It's May 1st today, the 12 year anniversary of Labour's sweep to power in 1997. Tony Blair, then young, fresh with a head full of fluffy dark hair, took to the stage and announced that ''A new dawn has broken, has it not?'' The start of something better, a new era of hope and possibility had arrived. And oh my, was it overdue.
I was 8 years old and living in the rural Tory heartland of Northamptonshire. I remember the election well, and John Major being PM. That day, I awoke to my radio alarm and the local station's presenters complaining that ''This is awful - everything's going to change. The bins are changing, even the lampposts are going to change!'' Needless to say, my 8-year-old self wasn't filled with joy. I mean, what was wrong with the lampposts?!
I remember my Mum talking about the fact Tony Blair had won, and how he seemed like a good man, and sitting down to watch the news. It all just felt a bit strange, when I thought of the PM, I could only see John Major, and I felt a bit bad that he'd lost his job, but amazed at all the excitement everywhere. Everywhere, it seemed, except my school or my village...
May 1st 1997 has shaped that 8-year-old's life in more ways than I could ever have known or imagined at the time.12 years on, at 20, I'm sitting here a by-product of the Blair years. The national curriculum, double the amount of spending in schools, lower class sizes (my own down from 37), treble the amount of spending in our hospitals - and those are just the things that helped this 8-year-old.
For everyone else, there's the minimum wage, double the spending on overseas aid to and dropping the debt of the very poorest countries, the New Deal - helping over a million left unemployed by the Tories back into work, Sure Start, better maternity leave and the introduction of paternity leave, the halving of NHS operation waiting times, record numbers of police on our streets, the introduction of civil partnerships and negotiating peace in Northern Ireland.
And, of course, the Tories called the minimum wage 'dangerous' and even David Cameron opposed paternity leave (before taking it himself, that is).I am so proud to be a member of this Labour party - the only party with the values of fairness and opportunity for the many, and not just the few, running through it's veins.12 years in and of course there are calls for 'change' - but change for the sake of change will only drag us back to the way things were with the Tories 'do nothing, the market will fix it' approach.
Labour party members all received an email from the PM this week to mark the 12 year anniversary and this part just really showed why we can't take that gamble with the Tories.
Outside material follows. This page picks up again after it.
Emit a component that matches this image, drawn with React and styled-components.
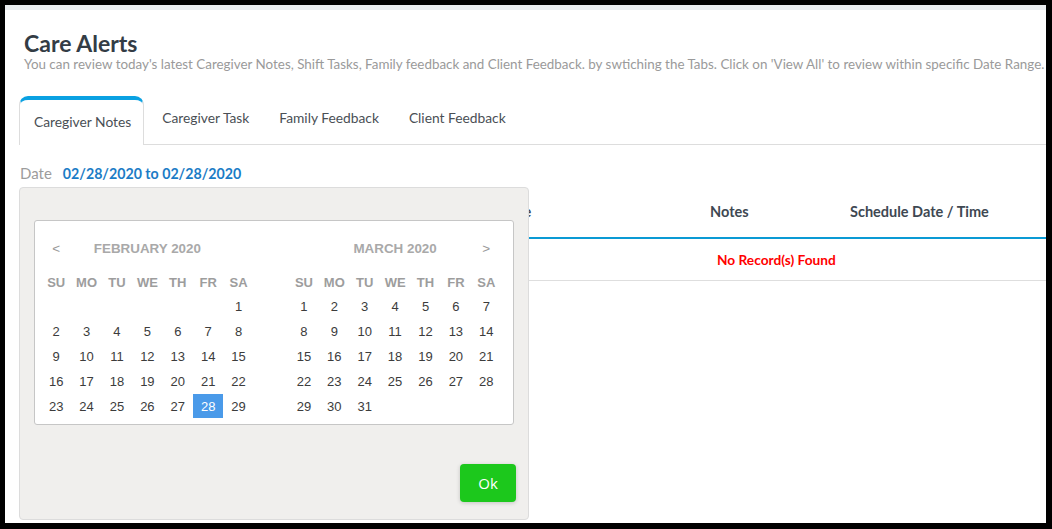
import React from "react";
import styled, { createGlobalStyle } from "styled-components";

const Global = createGlobalStyle`
  html, body { margin: 0; padding: 0; background: #000; }
  body { width: 1052px; height: 529px; overflow: hidden; font-family: Lato, "Open Sans", sans-serif; }
`;

const Frame = styled.div`
  margin: 5px 6px 0 5px;
  height: 518px;
  background: #fff;
  border-top: 5px solid #e9ecef;
  box-sizing: border-box;
  overflow: hidden;
  padding: 20px 0 0 14px;
`;

const Title = styled.h1`
  margin: 0 0 0 5px;
  font-size: 23px;
  line-height: 26px;
  font-weight: 700;
  color: #333c45;
`;

const Subtitle = styled.p`
  margin: 0 0 0 5px;
  font-size: 13.4px;
  line-height: 16px;
  color: #9a9a9a;
  white-space: nowrap;
`;

const TabBar = styled.div`
  display: flex;
  align-items: flex-start;
  margin-top: 24px;
  height: 48px;
  border-bottom: 1px solid #ddd;
  box-sizing: content-box;
`;

const Tab = styled.div`
  font-size: 13.8px;
  line-height: 16px;
  color: #4a4f55;
  white-space: nowrap;
  box-sizing: border-box;
  ${(p) =>
    p.$active
      ? `
    height: 49px;
    padding: 14px 12px 0 14px;
    background: #fff;
    border: 1px solid #ddd;
    border-top: 4px solid #0aa1e2;
    border-bottom: none;
    border-radius: 9px 9px 0 0;
    margin-right: 3px;
  `
      : `
    padding: 14px 15px 0 15px;
  `}
`;

const Section = styled.div`
  position: relative;
`;

const DateRow = styled.div`
  display: flex;
  align-items: baseline;
  gap: 11px;
  margin: 19px 0 0 1px;
  line-height: 18px;
`;

const DateLabel = styled.span`
  font-size: 15px;
  color: #9c9c9c;
`;

const DateValue = styled.span`
  font-size: 14.2px;
  color: #1b7cc6;
  font-weight: 700;
`;

const Table = styled.div`
  margin-top: 5px;
`;

const Row = styled.div`
  display: grid;
  grid-template-columns: 401px 282px 140px 1fr;
  align-items: center;
  height: ${(p) => p.$h}px;
  padding-bottom: ${(p) => p.$pb || 0}px;
  box-sizing: border-box;
  border-bottom: ${(p) => p.$line};
`;

const HeadCell = styled.div`
  padding-left: 8px;
  font-size: 14.5px;
  font-weight: 700;
  color: #3e4852;
  white-space: nowrap;
`;

const Empty = styled.div`
  grid-column: 1 / -1;
  padding-left: 698px;
  font-size: 13.7px;
  font-weight: 700;
  color: #ff0000;
`;

const Panel = styled.div`
  position: absolute;
  left: 0;
  top: 23px;
  width: 510px;
  height: 333px;
  box-sizing: border-box;
  background: #f0efed;
  border: 1px solid #dcdcdc;
  border-radius: 4px;
  padding: 32px 12px 0 14px;
  display: flex;
  flex-direction: column;
  align-items: flex-start;
`;

const CalBox = styled.div`
  width: 480px;
  height: 205px;
  box-sizing: border-box;
  background: #fff;
  border: 1px solid #c6c6c6;
  border-radius: 3px;
  padding: 15px 10px 6px 6px;
  display: flex;
  gap: 35px;
  font-family: "Liberation Sans", Arial, sans-serif;
`;

const Month = styled.div`
  display: grid;
  grid-template-columns: repeat(7, 30.4px);
  grid-template-rows: auto 22px repeat(5, 24px);
  row-gap: 1px;
`;

const MonthHead = styled.div`
  grid-column: 1 / -1;
  height: 24px;
  display: grid;
  grid-template-columns: 30.4px 1fr 30.4px;
  align-items: center;
  margin-bottom: 10px;
  color: #a9a9a9;
  font-size: 13.4px;
`;

const Nav = styled.span`
  text-align: center;
  font-size: 13.5px;
  color: #999;
`;

const MonthName = styled.span`
  text-align: center;
  font-weight: 700;
`;

const WeekDay = styled.div`
  display: flex;
  align-items: center;
  justify-content: center;
  font-size: 13px;
  font-weight: 700;
  color: #9d9d9d;
`;

const Day = styled.div`
  display: flex;
  align-items: center;
  justify-content: center;
  font-size: 13px;
  color: ${(p) => (p.$sel ? "#fff" : "#3c3c3c")};
  background: ${(p) => (p.$sel ? "#4a9ae9" : "transparent")};
`;

const OkButton = styled.button`
  align-self: flex-end;
  margin-top: 39px;
  width: 56px;
  height: 38px;
  border: none;
  border-radius: 4px;
  background: #1cc81c;
  color: #fff;
  font-family: "Open Sans", Lato, sans-serif;
  font-size: 15px;
  box-shadow: 0 1px 4px rgba(0, 0, 0, 0.18);
`;

const WEEK = ["SU", "MO", "TU", "WE", "TH", "FR", "SA"];

function MonthCal({ name, offset, days, prev, next, sel }) {
  const cells = [];
  for (let i = 0; i < offset; i++) cells.push(<Day key={"e" + i} />);
  for (let d = 1; d <= days; d++)
    cells.push(
      <Day key={d} $sel={d === sel}>
        {d}
      </Day>
    );
  return (
    <Month>
      <MonthHead>
        <Nav>{prev ? "<" : ""}</Nav>
        <MonthName>{name}</MonthName>
        <Nav>{next ? ">" : ""}</Nav>
      </MonthHead>
      {WEEK.map((w) => (
        <WeekDay key={w}>{w}</WeekDay>
      ))}
      {cells}
    </Month>
  );
}

export default function App() {
  return (
    <>
      <Global />
      <Frame>
        <Title>Care Alerts</Title>
        <Subtitle>
          You can review today's latest Caregiver Notes, Shift Tasks, Family feedback and Client Feedback. by swtiching the Tabs. Click on 'View All' to review within specific Date Range.
        </Subtitle>
        <TabBar>
          <Tab $active>Caregiver Notes</Tab>
          <Tab>Caregiver Task</Tab>
          <Tab>Family Feedback</Tab>
          <Tab>Client Feedback</Tab>
        </TabBar>
        <Section>
          <DateRow>
            <DateLabel>Date</DateLabel>
            <DateValue>02/28/2020 to 02/28/2020</DateValue>
          </DateRow>
          <Table>
            <Row $h={51} $pb={3} $line="2px solid #0a9ad4">
              <HeadCell>Client Name</HeadCell>
              <HeadCell>Caregiver Name</HeadCell>
              <HeadCell>Notes</HeadCell>
              <HeadCell>Schedule Date / Time</HeadCell>
            </Row>
            <Row $h={42} $pb={1} $line="1px solid #dedede">
              <Empty>No Record(s) Found</Empty>
            </Row>
          </Table>
          <Panel>
            <CalBox>
              <MonthCal name="FEBRUARY 2020" offset={6} days={29} prev sel={28} />
              <MonthCal name="MARCH 2020" offset={0} days={31} next />
            </CalBox>
            <OkButton>Ok</OkButton>
          </Panel>
        </Section>
      </Frame>
    </>
  );
}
They are not only reluctant to come forwards with any real policy ideas, and have had no sense of direction over the current economic situation, but, as Gordon Brown quite rightly points out - ''While our party offers a £145 tax cut for 22 million basic rate taxpayers, the Tories talk of putting “some taxes up” and prioritising a multi-million pound inheritance tax cut for the wealthiest few.
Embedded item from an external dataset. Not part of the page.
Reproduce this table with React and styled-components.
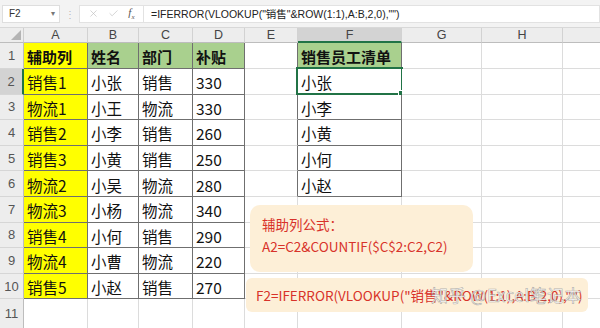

And while our party focuses on spending money to help people back into work, David Cameron’s Conservatives refuse to spend a single extra penny to help the unemployed and talk about £20 billion of cuts to public services. He should be straight with the British public about where he’s going to cut and who will have the help they rely on dragged out from underneath them''.
The party of the many, and not just the few. 12 years on and Labour are still fighting for all of us.
This is why I am so proud to represent this Labour party.